### Data segment
□ □ □ □ □

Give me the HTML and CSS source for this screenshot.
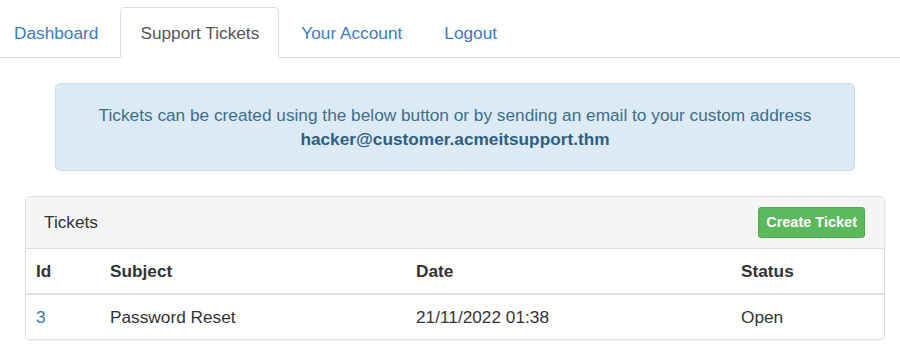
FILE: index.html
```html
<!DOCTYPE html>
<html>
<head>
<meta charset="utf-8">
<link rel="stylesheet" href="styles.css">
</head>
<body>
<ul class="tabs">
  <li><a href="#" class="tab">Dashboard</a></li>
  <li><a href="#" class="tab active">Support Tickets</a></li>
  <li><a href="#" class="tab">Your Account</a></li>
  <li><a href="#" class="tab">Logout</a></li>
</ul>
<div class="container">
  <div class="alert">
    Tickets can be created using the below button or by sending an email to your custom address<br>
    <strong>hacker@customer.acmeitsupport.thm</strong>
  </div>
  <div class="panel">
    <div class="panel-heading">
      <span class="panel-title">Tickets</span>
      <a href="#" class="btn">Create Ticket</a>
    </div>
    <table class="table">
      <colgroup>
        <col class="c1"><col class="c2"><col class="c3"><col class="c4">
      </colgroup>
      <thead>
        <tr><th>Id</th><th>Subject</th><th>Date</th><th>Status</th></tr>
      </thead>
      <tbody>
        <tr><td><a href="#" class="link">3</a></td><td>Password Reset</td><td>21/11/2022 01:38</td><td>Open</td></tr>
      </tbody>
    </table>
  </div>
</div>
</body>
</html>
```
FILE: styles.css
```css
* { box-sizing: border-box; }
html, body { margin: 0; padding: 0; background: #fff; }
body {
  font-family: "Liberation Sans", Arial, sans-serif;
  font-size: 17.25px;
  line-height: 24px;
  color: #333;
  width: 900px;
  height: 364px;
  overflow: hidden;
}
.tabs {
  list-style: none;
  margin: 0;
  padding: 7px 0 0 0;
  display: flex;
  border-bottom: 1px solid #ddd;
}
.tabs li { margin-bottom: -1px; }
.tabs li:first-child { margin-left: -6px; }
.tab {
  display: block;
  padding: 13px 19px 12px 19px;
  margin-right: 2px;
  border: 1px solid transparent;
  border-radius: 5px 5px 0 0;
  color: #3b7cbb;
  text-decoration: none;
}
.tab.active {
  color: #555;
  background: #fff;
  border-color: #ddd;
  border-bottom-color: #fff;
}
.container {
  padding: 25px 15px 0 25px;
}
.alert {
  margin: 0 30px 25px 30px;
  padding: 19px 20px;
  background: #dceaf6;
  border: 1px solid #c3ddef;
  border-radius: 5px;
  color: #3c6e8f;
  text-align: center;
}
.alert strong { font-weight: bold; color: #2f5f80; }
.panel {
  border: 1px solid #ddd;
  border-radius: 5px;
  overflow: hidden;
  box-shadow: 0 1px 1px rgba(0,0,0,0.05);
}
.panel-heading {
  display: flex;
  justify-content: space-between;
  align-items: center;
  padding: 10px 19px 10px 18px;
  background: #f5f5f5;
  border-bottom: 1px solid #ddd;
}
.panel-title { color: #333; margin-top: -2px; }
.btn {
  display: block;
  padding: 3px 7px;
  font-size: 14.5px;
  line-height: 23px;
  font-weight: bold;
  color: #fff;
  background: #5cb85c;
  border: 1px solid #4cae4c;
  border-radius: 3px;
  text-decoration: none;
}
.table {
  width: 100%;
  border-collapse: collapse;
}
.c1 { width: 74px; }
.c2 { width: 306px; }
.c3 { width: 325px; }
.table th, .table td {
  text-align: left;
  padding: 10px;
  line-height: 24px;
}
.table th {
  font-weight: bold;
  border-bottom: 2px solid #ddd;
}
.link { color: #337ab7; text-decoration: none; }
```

□ □ □ □ □

### Problem to work on
Return the listing above unchanged, apart from dropping its pictures.

### Exercise result
Give me the HTML and CSS source for this screenshot.
FILE: index.html
```html
<!DOCTYPE html>
<html>
<head>
<meta charset="utf-8">
<link rel="stylesheet" href="styles.css">
</head>
<body>
<ul class="tabs">
  <li><a href="#" class="tab">Dashboard</a></li>
  <li><a href="#" class="tab active">Support Tickets</a></li>
  <li><a href="#" class="tab">Your Account</a></li>
  <li><a href="#" class="tab">Logout</a></li>
</ul>
<div class="container">
  <div class="alert">
    Tickets can be created using the below button or by sending an email to your custom address<br>
    <strong>hacker@customer.acmeitsupport.thm</strong>
  </div>
  <div class="panel">
    <div class="panel-heading">
      <span class="panel-title">Tickets</span>
      <a href="#" class="btn">Create Ticket</a>
    </div>
    <table class="table">
      <colgroup>
        <col class="c1"><col class="c2"><col class="c3"><col class="c4">
      </colgroup>
      <thead>
        <tr><th>Id</th><th>Subject</th><th>Date</th><th>Status</th></tr>
      </thead>
      <tbody>
        <tr><td><a href="#" class="link">3</a></td><td>Password Reset</td><td>21/11/2022 01:38</td><td>Open</td></tr>
      </tbody>
    </table>
  </div>
</div>
</body>
</html>
```
FILE: styles.css
```css
* { box-sizing: border-box; }
html, body { margin: 0; padding: 0; background: #fff; }
body {
  font-family: "Liberation Sans", Arial, sans-serif;
  font-size: 17.25px;
  line-height: 24px;
  color: #333;
  width: 900px;
  height: 364px;
  overflow: hidden;
}
.tabs {
  list-style: none;
  margin: 0;
  padding: 7px 0 0 0;
  display: flex;
  border-bottom: 1px solid #ddd;
}
.tabs li { margin-bottom: -1px; }
.tabs li:first-child { margin-left: -6px; }
.tab {
  display: block;
  padding: 13px 19px 12px 19px;
  margin-right: 2px;
  border: 1px solid transparent;
  border-radius: 5px 5px 0 0;
  color: #3b7cbb;
  text-decoration: none;
}
.tab.active {
  color: #555;
  background: #fff;
  border-color: #ddd;
  border-bottom-color: #fff;
}
.container {
  padding: 25px 15px 0 25px;
}
.alert {
  margin: 0 30px 25px 30px;
  padding: 19px 20px;
  background: #dceaf6;
  border: 1px solid #c3ddef;
  border-radius: 5px;
  color: #3c6e8f;
  text-align: center;
}
.alert strong { font-weight: bold; color: #2f5f80; }
.panel {
  border: 1px solid #ddd;
  border-radius: 5px;
  overflow: hidden;
  box-shadow: 0 1px 1px rgba(0,0,0,0.05);
}
.panel-heading {
  display: flex;
  justify-content: space-between;
  align-items: center;
  padding: 10px 19px 10px 18px;
  background: #f5f5f5;
  border-bottom: 1px solid #ddd;
}
.panel-title { color: #333; margin-top: -2px; }
.btn {
  display: block;
  padding: 3px 7px;
  font-size: 14.5px;
  line-height: 23px;
  font-weight: bold;
  color: #fff;
  background: #5cb85c;
  border: 1px solid #4cae4c;
  border-radius: 3px;
  text-decoration: none;
}
.table {
  width: 100%;
  border-collapse: collapse;
}
.c1 { width: 74px; }
.c2 { width: 306px; }
.c3 { width: 325px; }
.table th, .table td {
  text-align: left;
  padding: 10px;
  line-height: 24px;
}
.table th {
  font-weight: bold;
  border-bottom: 2px solid #ddd;
}
.link { color: #337ab7; text-decoration: none; }
```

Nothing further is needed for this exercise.